Thu Sep 9 21:38:18 CDT 2010
Excerpts from cpblpublic's message of Thu Sep 09 22:22:05 -0400 2010:
> I am looking for some reaally basic statistical tools. I have some
> sample data, some sample weights for those measurements, and I want to
> calculate a mean and a standard error of the mean.
>
> Here are obvious places to look:
>
> numpy
> scipy.stats
> statsmodels
>
> It seems to me that numpy's "mean" and "average" functions have their
> names backwards. That is, often a mean is defined more generally than
> average, and includes the possibility of weighting, but in this case
> it is "average" that has a weights argument. Can these functions be
> merged/renamed/deprecated in the future? It's clear to me that "mean"
> should allow for weights.
>
> None of these modules, above, offer standard error of the mean which
> incorporates weights. scipy.stats.sem() doesn't, and that's the closest
> thing. numpy's "var" doesn't allow weights.
> There aren't any weighted variances in the above modules.
>
> Again, are there favoured codes for these functions? Can they be
> incorporated appropriately in the future?
>
> Most immediately, I'd love to get code for weighted sem. I'll write it
> otherwise, but it might be crude and dumb...
> Thanks!
> Chris Barrington-Leigh
> UBC
This code below should do what you want. It is part of the stat
sub-package of esutil http://code.google.com/p/esutil/
Hope this helps,
Erin Scott Sheldon
Brookhaven National Laboratory
def wmom(arrin, weights_in, inputmean=None, calcerr=False, sdev=False):
"""
NAME:
wmom()
PURPOSE:
Calculate the weighted mean, error, and optionally standard deviation of
an input array. By default error is calculated assuming the weights are
1/err^2, but if you send calcerr=True this assumption is dropped and the
error is determined from the weighted scatter.
CALLING SEQUENCE:
wmean,werr = wmom(arr, weights, inputmean=None, calcerr=False, sdev=False)
INPUTS:
arr: A numpy array or a sequence that can be converted.
weights: A set of weights for each elements in array.
OPTIONAL INPUTS:
inputmean:
An input mean value, around which them mean is calculated.
calcerr=False:
Calculate the weighted error. By default the error is calculated as
1/sqrt( weights.sum() ). If calcerr=True it is calculated as sqrt(
(w**2 * (arr-mean)**2).sum() )/weights.sum()
sdev=False:
If True, also return the weighted standard deviation as a third
element in the tuple.
OUTPUTS:
wmean, werr: A tuple of the weighted mean and error. If sdev=True the
tuple will also contain sdev: wmean,werr,wsdev
REVISION HISTORY:
Converted from IDL: 2006-10-23. Erin Sheldon, NYU
"""
# no copy made if they are already arrays
arr = numpy.array(arrin, ndmin=1, copy=False)

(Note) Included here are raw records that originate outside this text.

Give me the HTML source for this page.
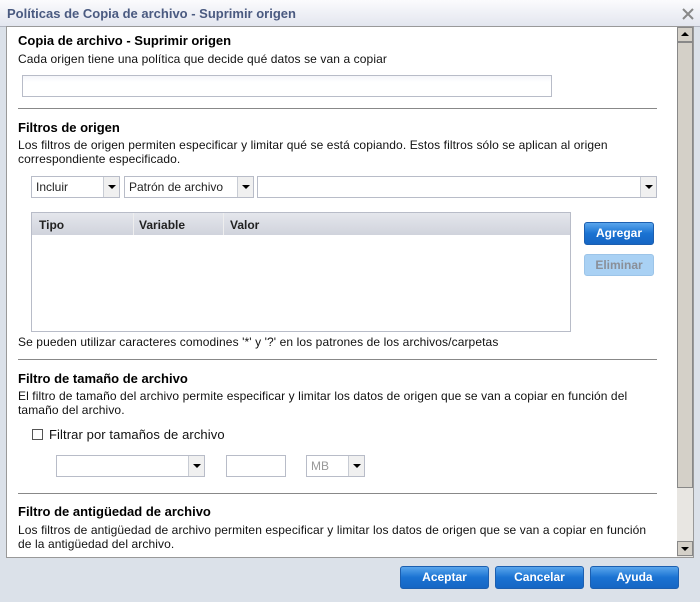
<!DOCTYPE html>
<html><head><style>
*{margin:0;padding:0;box-sizing:border-box}
body{width:700px;height:602px;overflow:hidden;background:#dbe1e9;font-family:"Liberation Sans",Tahoma,sans-serif;font-size:12px;color:#222;position:relative}
.a{position:absolute}
.title{left:0;top:0;width:700px;height:27px;background:linear-gradient(#fbfbfd,#e3e6ef);border-bottom:1px solid #b0b4c0}
.title span{position:absolute;left:7px;top:6px;font-weight:bold;font-size:13px;color:#4a5a80}
.content{left:6px;top:26px;width:688px;height:532px;background:#fff;border:1px solid #999;overflow:hidden}
h3{position:absolute;font-size:13px;font-weight:bold;color:#000;left:18px}
.t{position:absolute;left:18px;font-size:12px;line-height:14px;color:#111;letter-spacing:0.1px}
.hr{position:absolute;left:18px;width:639px;height:1px;background:#888}
.in{position:absolute;border:1px solid #b8bcc8;background:linear-gradient(#f4f5f9,#fff 30%);}
.sel{position:absolute;border:1px solid #b8bcc8;background:#fff;font-size:12px;padding:3px 0 0 4px}
.sel i{position:absolute;right:0;top:0;width:16px;height:100%;border-left:1px solid #c8ccd4;background:#f0f0f0}
.sel i:after{content:"";position:absolute;left:4px;top:8px;border-left:4px solid transparent;border-right:4px solid transparent;border-top:4px solid #000}
.btn{position:absolute;border-radius:3px;color:#fff;font-weight:bold;font-size:12px;text-align:center;line-height:21px;border:1px solid #1c5fb0;background:linear-gradient(#5aa6ec,#1a72d2 50%,#1666c4)}
</style></head><body>
<div class="a title"><span>Políticas de Copia de archivo - Suprimir origen</span>
<svg class="a" style="left:682px;top:8px" width="12" height="12"><path d="M1 1L11 11M11 1L1 11" stroke="#888" stroke-width="2"/></svg></div>
<div class="a content">
<div style="position:absolute;left:-7px;top:-27px;width:700px;height:602px">
<h3 style="top:33px">Copia de archivo - Suprimir origen</h3>
<div class="t" style="top:52px">Cada origen tiene una política que decide qué datos se van a copiar</div>
<div class="in" style="left:22px;top:75px;width:530px;height:22px"></div>
<div class="hr" style="top:108px"></div>
<h3 style="top:120px">Filtros de origen</h3>
<div class="t" style="top:138px">Los filtros de origen permiten especificar y limitar qué se está copiando. Estos filtros sólo se aplican al origen<br>correspondiente especificado.</div>
<div class="sel" style="left:31px;top:176px;width:89px;height:22px">Incluir<i></i></div>
<div class="sel" style="left:124px;top:176px;width:130px;height:22px">Patrón de archivo<i></i></div>
<div class="sel" style="left:257px;top:176px;width:400px;height:22px"><i></i></div>
<div class="a" style="left:31px;top:212px;width:540px;height:120px;border:1px solid #b8bcc8;background:#fff">
<div style="height:22px;background:linear-gradient(#e4e6ec,#d0d3dc);font-weight:bold;font-size:12px;position:relative">
<span class="a" style="left:7px;top:5px">Tipo</span><span class="a" style="left:101px;top:0;height:22px;border-left:1px solid #eee"></span>
<span class="a" style="left:107px;top:5px">Variable</span><span class="a" style="left:191px;top:0;height:22px;border-left:1px solid #eee"></span>
<span class="a" style="left:198px;top:5px">Valor</span></div></div>
<div class="btn" style="left:584px;top:222px;width:70px;height:23px">Agregar</div>
<div class="btn" style="left:584px;top:254px;width:70px;height:22px;background:#a9d1f4;border-color:#9cc4e8;color:#8a8f98">Eliminar</div>
<div class="t" style="top:335px">Se pueden utilizar caracteres comodines '*' y '?' en los patrones de los archivos/carpetas</div>
<div class="hr" style="top:359px"></div>
<h3 style="top:371px">Filtro de tamaño de archivo</h3>
<div class="t" style="top:389px">El filtro de tamaño del archivo permite especificar y limitar los datos de origen que se van a copiar en función del<br>tamaño del archivo.</div>
<div class="a" style="left:32px;top:429px;width:11px;height:11px;border:1px solid #555;background:#fff"></div>
<div class="t" style="left:49px;top:428px;font-size:13px">Filtrar por tamaños de archivo</div>
<div class="sel" style="left:56px;top:455px;width:149px;height:22px"><i></i></div>
<div class="sel" style="left:226px;top:455px;width:60px;height:22px"></div>
<div class="sel" style="left:306px;top:455px;width:59px;height:22px;color:#999">MB<i></i></div>
<div class="hr" style="top:493px"></div>
<h3 style="top:504px">Filtro de antigüedad de archivo</h3>
<div class="t" style="top:523px">Los filtros de antigüedad de archivo permiten especificar y limitar los datos de origen que se van a copiar en función<br>de la antigüedad del archivo.</div>
<div class="a" style="left:677px;top:27px;width:16px;height:530px;background:#e8e6e2"></div>
<div class="a" style="left:677px;top:27px;width:16px;height:15px;background:#d4d0c8;border:1px solid #888"><div style="position:absolute;left:3px;top:4px;border-left:4px solid transparent;border-right:4px solid transparent;border-bottom:4px solid #000"></div></div>
<div class="a" style="left:677px;top:42px;width:16px;height:446px;background:#d4d0c8;border:1px solid #888"></div>
<div class="a" style="left:677px;top:541px;width:16px;height:15px;background:#d4d0c8;border:1px solid #888"><div style="position:absolute;left:3px;top:5px;border-left:4px solid transparent;border-right:4px solid transparent;border-top:4px solid #000"></div></div>
</div></div>
<div class="btn" style="left:400px;top:566px;width:89px;height:23px">Aceptar</div>
<div class="btn" style="left:495px;top:566px;width:89px;height:23px">Cancelar</div>
<div class="btn" style="left:590px;top:566px;width:89px;height:23px">Ayuda</div>
</body></html>
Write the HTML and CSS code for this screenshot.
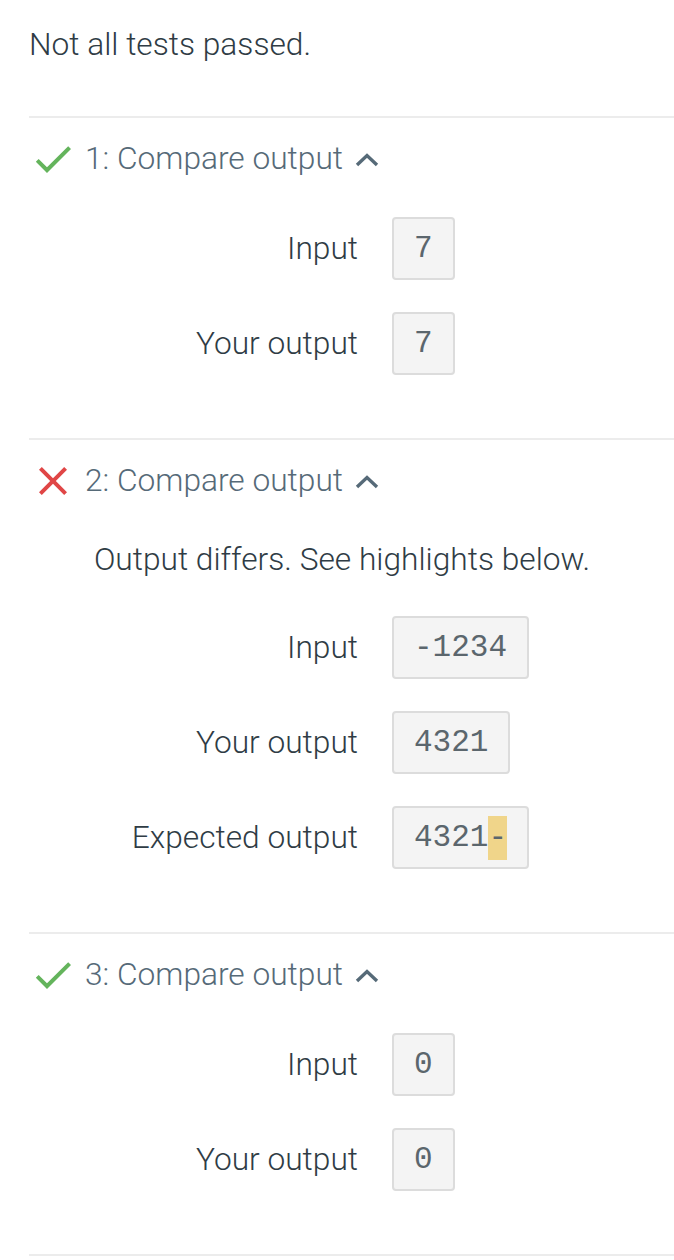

# Weights is forced to be type double. All resulting calculations
# will also be double
weights = numpy.array(weights_in, ndmin=1, dtype='f8', copy=False)
wtot = weights.sum()
# user has input a mean value
if inputmean is None:
wmean = ( weights*arr ).sum()/wtot
else:
wmean=float(inputmean)
# how should error be calculated?
if calcerr:
werr2 = ( weights**2 * (arr-wmean)**2 ).sum()
werr = numpy.sqrt( werr2 )/wtot
else:
werr = 1.0/numpy.sqrt(wtot)
# should output include the weighted standard deviation?
if sdev:
wvar = ( weights*(arr-wmean)**2 ).sum()/wtot
wsdev = numpy.sqrt(wvar)
return wmean,werr,wsdev
else:
return wmean,werr